Sonuçlar ve belirsiz gelecek
Bu krizin devamı, Siyonist rejim için tehlikeli sonuçlar doğuracaktır. Eğitimli insan kaynağının azalması, yedeklerin çözülmesi, deneyimli subay eksikliği ve toplumsal eşitsizlik, ordunun savaşma kapasitesini ciddi şekilde sınırlamış durumda. Askerler ile aileleri üzerindeki psikolojik ve ekonomik baskı, toplumun orduya ve kabineye olan güvenini zayıflatıyor ve sosyal-militer çöküş riskini artırıyor. Bu kriz, Filistin ve Lübnan direnişinin tek bir kurşun bile sıkmadan rejimin askeri ve toplumsal yapısını baskı altına alabileceğini gösteriyor.
Bir zamanlar İsrail’in sahte meşruiyetinin temel direği sayılan ordu, bugün ciddi bir tehdit ile karşı karşıya. Deneyimli askerlerin ayrılması, motivasyon düşüşü ve gençlerin göçü, içten gelen bir çöküşün işaretleridir.

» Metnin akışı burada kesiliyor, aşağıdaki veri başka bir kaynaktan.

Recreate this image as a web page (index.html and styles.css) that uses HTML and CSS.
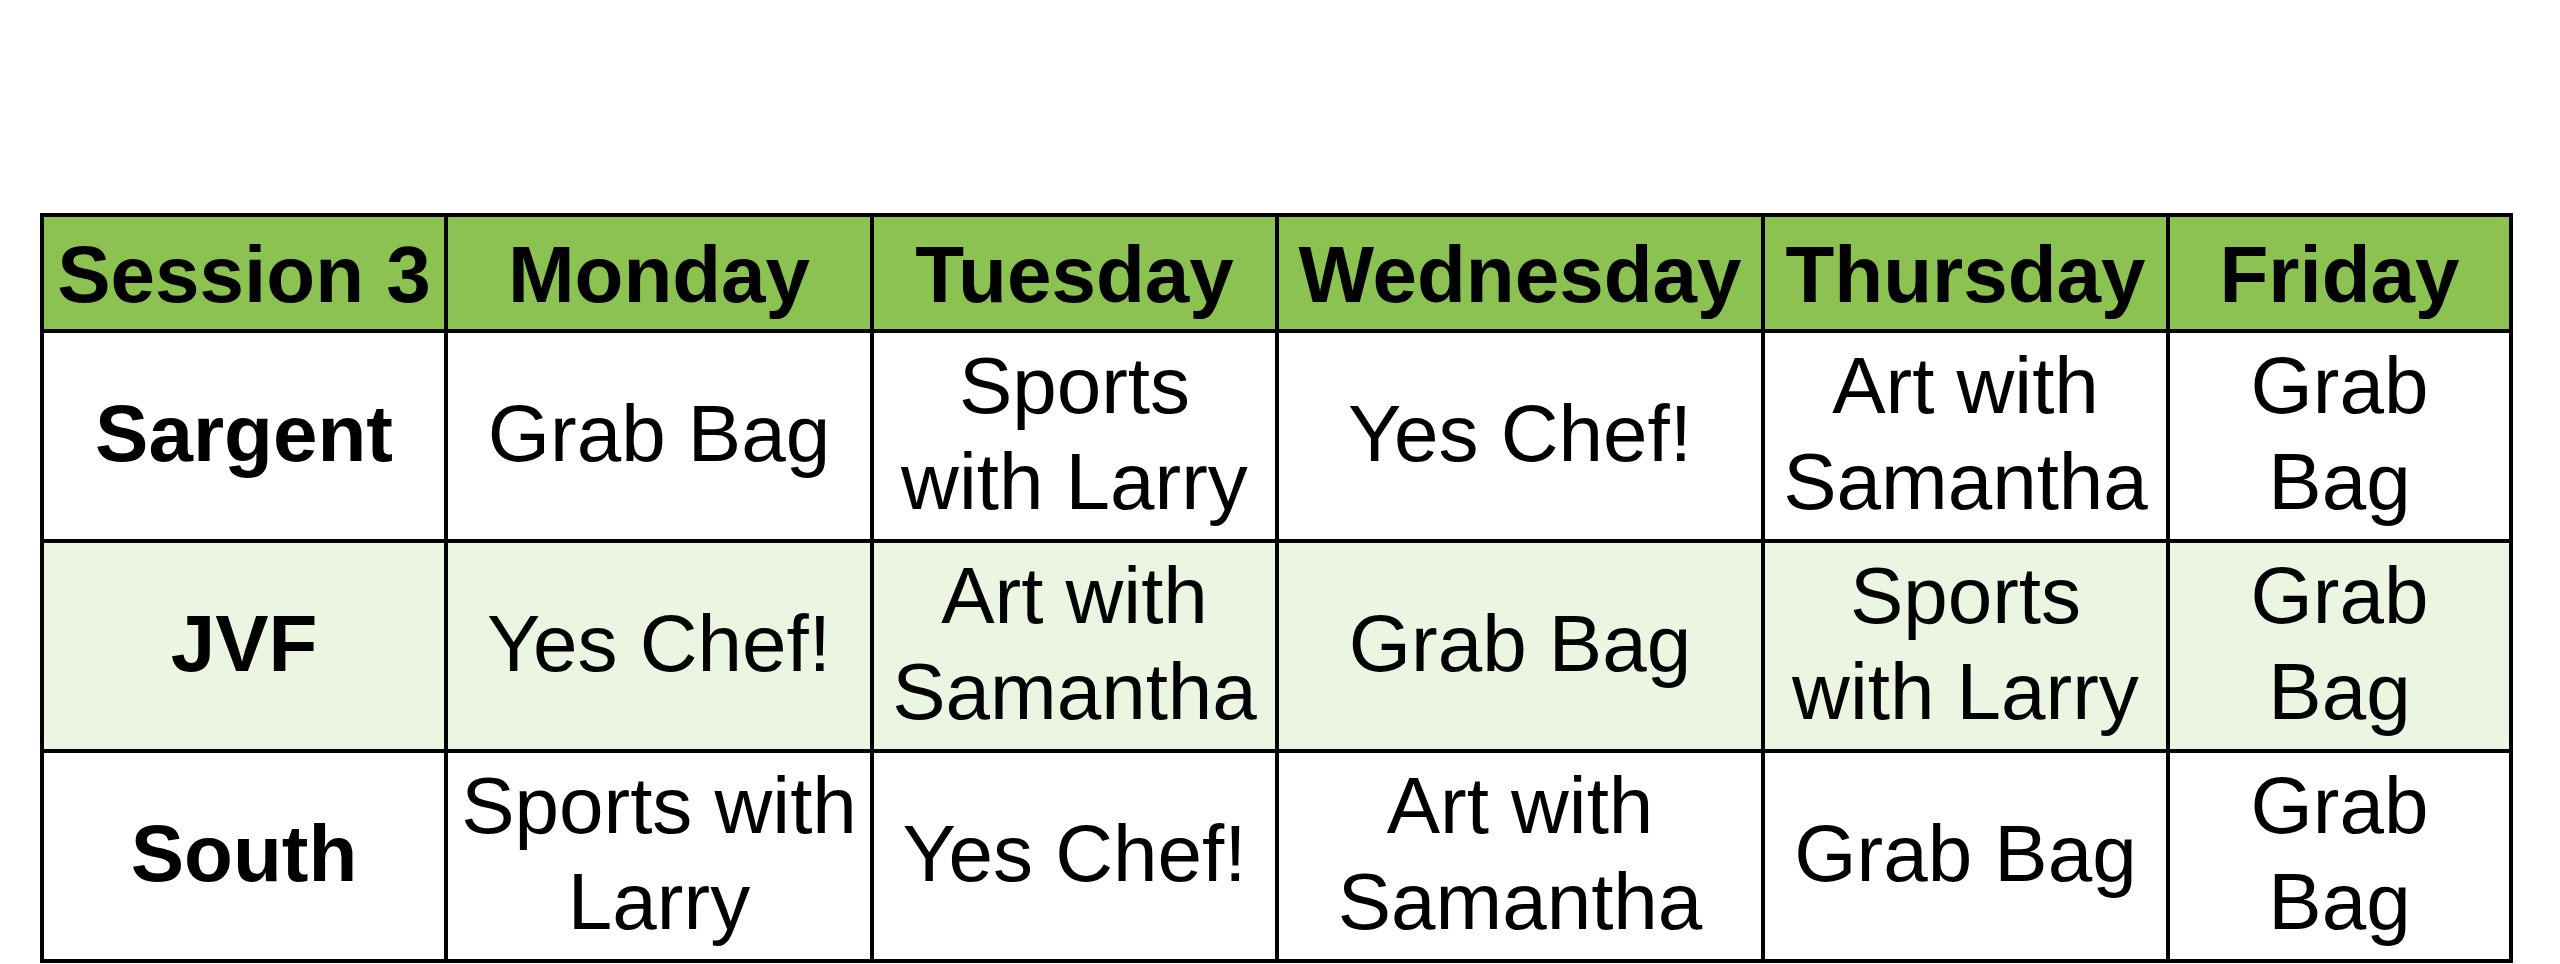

Gücü sürdürme çabaları, güvenin yeniden inşası, yapısal reform ve motivasyonun geri kazanılması olmadan başarısızlığa mahkumdur. Bu derin kriz, ordunun güç döneminin sona erdiğini göstermektedir; artık ne Merkava tankı, ne Demir Kubbe, ne de devlet propagandası gerçek bir güç ifade ediyor. Asker, rejim için canını tehlikeye atmaya hazır değilse, hiçbir silah ya da savunma sistemi onun yerini dolduramaz.